Financial: Financial reporting data - subject to SOX, SEC, and financial regulations.
Export Controlled: Data subject to export restrictions based on content or origin.
Business Classification
How valuable or critical is this data to business operations?
Mission Critical: Essential for core business operations. Loss or corruption would severely impact business.
Business Important: Supports significant business processes.
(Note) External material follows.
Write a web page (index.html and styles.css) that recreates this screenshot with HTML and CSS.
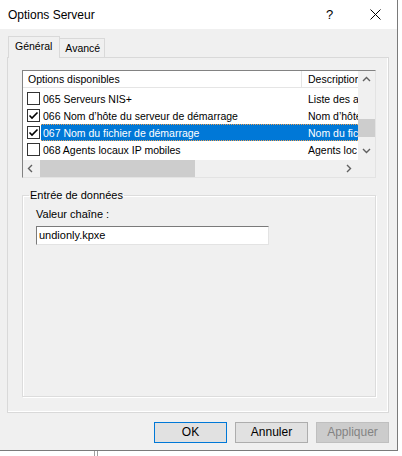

Loss would cause moderate disruption.
Business Operational: Used in daily operations but easily recreated or recovered.
Archive: Historical data retained for reference but not actively used.
Designing a Classification Framework
Define Classification Levels
Create clear, mutually exclusive levels:
Level 1 - Public
Definition: Information approved for public release
Examples: Press releases, marketing content
Handling: No special handling required
Level 2 - Internal
Definition: Non-sensitive business information
Examples: Internal procedures, meeting notes
Handling: Do not share externally without approval
Level 3 - Confidential
Definition: Sensitive business information
Examples: Financial data, customer information
Handling: Need-to-know access, encrypted storage
Level 4 - Restricted
Definition: Highly sensitive or regulated data
Examples: PII, PHI, payment data
Handling: Strict access control, encryption, audit logging
Create Classification Criteria
Provide clear guidance for classifiers:
Questions to Determine Sensitivity:
- Would exposure cause harm to individuals?
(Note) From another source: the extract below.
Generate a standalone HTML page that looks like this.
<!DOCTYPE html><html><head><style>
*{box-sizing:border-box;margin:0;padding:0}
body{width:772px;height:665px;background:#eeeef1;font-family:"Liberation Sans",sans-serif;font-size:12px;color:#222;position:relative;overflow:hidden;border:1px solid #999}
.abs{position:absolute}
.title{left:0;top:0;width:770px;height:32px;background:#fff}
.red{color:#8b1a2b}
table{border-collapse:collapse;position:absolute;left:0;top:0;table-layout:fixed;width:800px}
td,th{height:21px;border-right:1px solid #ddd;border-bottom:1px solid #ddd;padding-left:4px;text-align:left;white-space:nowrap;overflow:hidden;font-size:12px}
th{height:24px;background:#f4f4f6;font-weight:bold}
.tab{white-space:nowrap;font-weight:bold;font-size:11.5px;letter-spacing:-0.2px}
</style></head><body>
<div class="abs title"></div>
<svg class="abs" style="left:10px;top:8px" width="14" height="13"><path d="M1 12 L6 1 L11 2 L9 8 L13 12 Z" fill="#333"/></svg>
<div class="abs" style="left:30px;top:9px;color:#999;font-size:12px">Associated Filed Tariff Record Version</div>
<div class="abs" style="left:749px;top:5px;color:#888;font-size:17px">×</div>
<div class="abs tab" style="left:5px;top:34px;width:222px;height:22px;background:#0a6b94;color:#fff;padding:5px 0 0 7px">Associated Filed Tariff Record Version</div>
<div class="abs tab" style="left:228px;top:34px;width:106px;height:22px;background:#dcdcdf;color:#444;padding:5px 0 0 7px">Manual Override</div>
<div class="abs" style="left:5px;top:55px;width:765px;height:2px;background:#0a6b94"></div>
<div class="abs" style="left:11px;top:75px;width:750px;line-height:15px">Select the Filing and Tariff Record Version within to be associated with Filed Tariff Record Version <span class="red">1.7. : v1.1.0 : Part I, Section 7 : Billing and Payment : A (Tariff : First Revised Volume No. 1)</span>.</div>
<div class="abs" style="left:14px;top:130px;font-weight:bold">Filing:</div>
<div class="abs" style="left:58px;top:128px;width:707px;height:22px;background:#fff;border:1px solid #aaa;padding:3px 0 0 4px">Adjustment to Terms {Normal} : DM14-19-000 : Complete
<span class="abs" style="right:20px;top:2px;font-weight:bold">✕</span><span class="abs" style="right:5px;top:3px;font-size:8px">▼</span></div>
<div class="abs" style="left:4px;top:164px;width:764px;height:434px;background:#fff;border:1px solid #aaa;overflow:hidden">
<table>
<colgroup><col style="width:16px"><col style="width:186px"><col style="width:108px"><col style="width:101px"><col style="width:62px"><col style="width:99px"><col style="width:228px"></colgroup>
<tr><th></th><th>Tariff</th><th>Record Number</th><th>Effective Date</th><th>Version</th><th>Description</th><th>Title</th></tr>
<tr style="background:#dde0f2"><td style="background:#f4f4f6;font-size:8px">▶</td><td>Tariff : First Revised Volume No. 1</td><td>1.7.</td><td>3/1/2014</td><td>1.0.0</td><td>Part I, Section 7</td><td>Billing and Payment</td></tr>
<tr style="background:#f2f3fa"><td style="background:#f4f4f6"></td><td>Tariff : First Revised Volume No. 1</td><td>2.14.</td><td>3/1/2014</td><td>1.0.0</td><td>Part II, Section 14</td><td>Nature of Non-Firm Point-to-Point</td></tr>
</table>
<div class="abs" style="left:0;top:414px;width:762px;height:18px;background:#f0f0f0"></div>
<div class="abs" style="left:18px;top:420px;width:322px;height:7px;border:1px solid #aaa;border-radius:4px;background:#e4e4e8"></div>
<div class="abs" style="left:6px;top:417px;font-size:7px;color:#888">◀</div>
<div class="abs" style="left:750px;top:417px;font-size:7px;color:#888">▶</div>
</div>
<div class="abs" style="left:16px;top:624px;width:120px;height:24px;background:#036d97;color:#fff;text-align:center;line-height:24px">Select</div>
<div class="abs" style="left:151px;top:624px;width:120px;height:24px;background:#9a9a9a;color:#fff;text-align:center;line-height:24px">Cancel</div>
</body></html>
- Would exposure cause financial or competitive harm?
- Is this data subject to regulatory requirements?
- Are there contractual obligations for this data?
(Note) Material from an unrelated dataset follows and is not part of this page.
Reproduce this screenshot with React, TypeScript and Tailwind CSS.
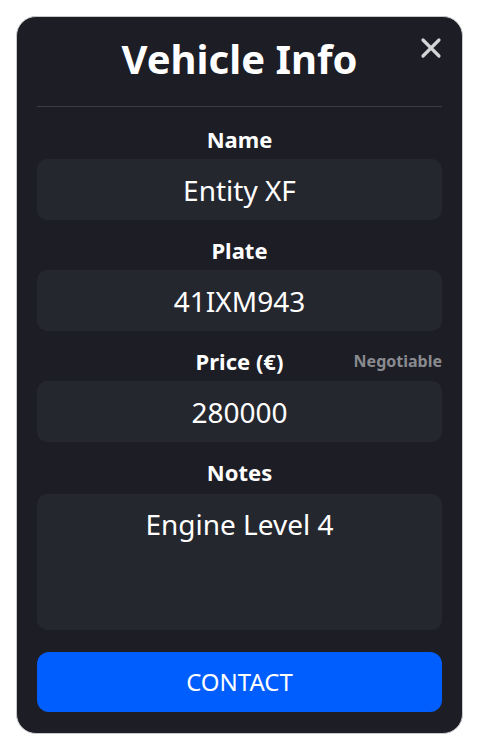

Classification Decision Tree:
Is data subject to specific regulations (PII, PHI, PCI)?
→ Yes: Restricted
→ No: Continue
Would unauthorized disclosure cause significant business harm?
→ Yes: Confidential
→ No: Continue
Is data intended only for internal use?
→ Yes: Internal
→ No: Public
Map Classifications to Controls
Each classification level should have associated security controls:
| Control | Public | Internal | Confidential | Restricted |
|---|---|---|---|---|
| Access Control | None | Authentication | Need-to-know | Approval required |
| Encryption at Rest | Optional | Optional | Required | Required |
| Encryption in Transit | Optional | Recommended | Required | Required |
| Audit Logging | Optional | Basic | Detailed | Comprehensive |
| Data Masking | None | None | Context-dependent | Required for non-production |
| Retention | Standard | Standard | Per policy | Regulatory minimum |
Implementing Classification
Initial Classification
Classify existing data assets:
- Inventory data assets: Catalog databases, tables, and datasets
- Apply classification criteria: Evaluate each asset against criteria
- Assign classifications: Label with appropriate levels
- Document rationale: Record why each classification was assigned
- Review and approve: Owner approval for classifications
Ongoing Classification
Maintain classification as data changes:
New Data Sources: Classify before making data available Data Changes: Re-evaluate when data content changes significantly Periodic Review: Annual review of existing classifications Regulation Changes: Update when compliance requirements change
Automated Classification
Tools can assist classification:
Pattern Detection: Automatically identify PII patterns (SSN, email, credit card numbers) Machine Learning: Train models to suggest classifications based on content Metadata Analysis: Infer classification from data lineage and source systems
Automated classification should suggest, not decide. Human review remains important for accuracy.
Classification Challenges
Mixed Sensitivity Data
Tables often contain data at multiple sensitivity levels:
Options:
- Classify at the highest level present (conservative but restrictive)
- Implement column-level classification and controls
- Separate sensitive columns into restricted tables
Classification Drift
Classifications become outdated:
- Data becomes more sensitive (new regulations, business changes)
- Data becomes less sensitive (aggregation, anonymization)
- Original classification was incorrect
Regular review processes catch drift before it causes problems.
Over-Classification
Tendency to classify everything as highly sensitive:
Problems: Restricts legitimate access, increases cost, creates governance fatigue Solutions: Clear criteria, classification review, accountability for over-classification
Under-Classification
Failure to recognize sensitive data:
Problems: Compliance violations, security breaches, privacy incidents Solutions: Training, automated detection, regular audits
Classification and Analytics
Analytics Access Implications
Classification affects who can analyze what data:
- Public and Internal data typically available for broad analytics
- Confidential data requires business justification for access
- Restricted data needs specific approval and often anonymization or aggregation
Data Products and Classification
Data products inherit classification from source data:
- A dashboard using Restricted data must also be Restricted
- Aggregated or anonymized outputs may have lower classification
- Classification should flow through data lineage automatically
Metric Governance Integration
Classification supports metric governance:
- Metrics using sensitive data need appropriate access controls
- Metric definitions should reference classification of underlying data
- Self-service analytics should respect classification boundaries
A data classification framework is foundational infrastructure for governance. It enables risk-appropriate protection that keeps sensitive data safe while allowing legitimate use of less sensitive information - the balance every organization needs.
Questions
The terms are often used interchangeably, but classification typically refers to sensitivity-based labeling (public, internal, confidential, restricted) while categorization is broader - organizing data by domain, type, or other attributes. Classification is usually a specific type of categorization focused on security and access requirements.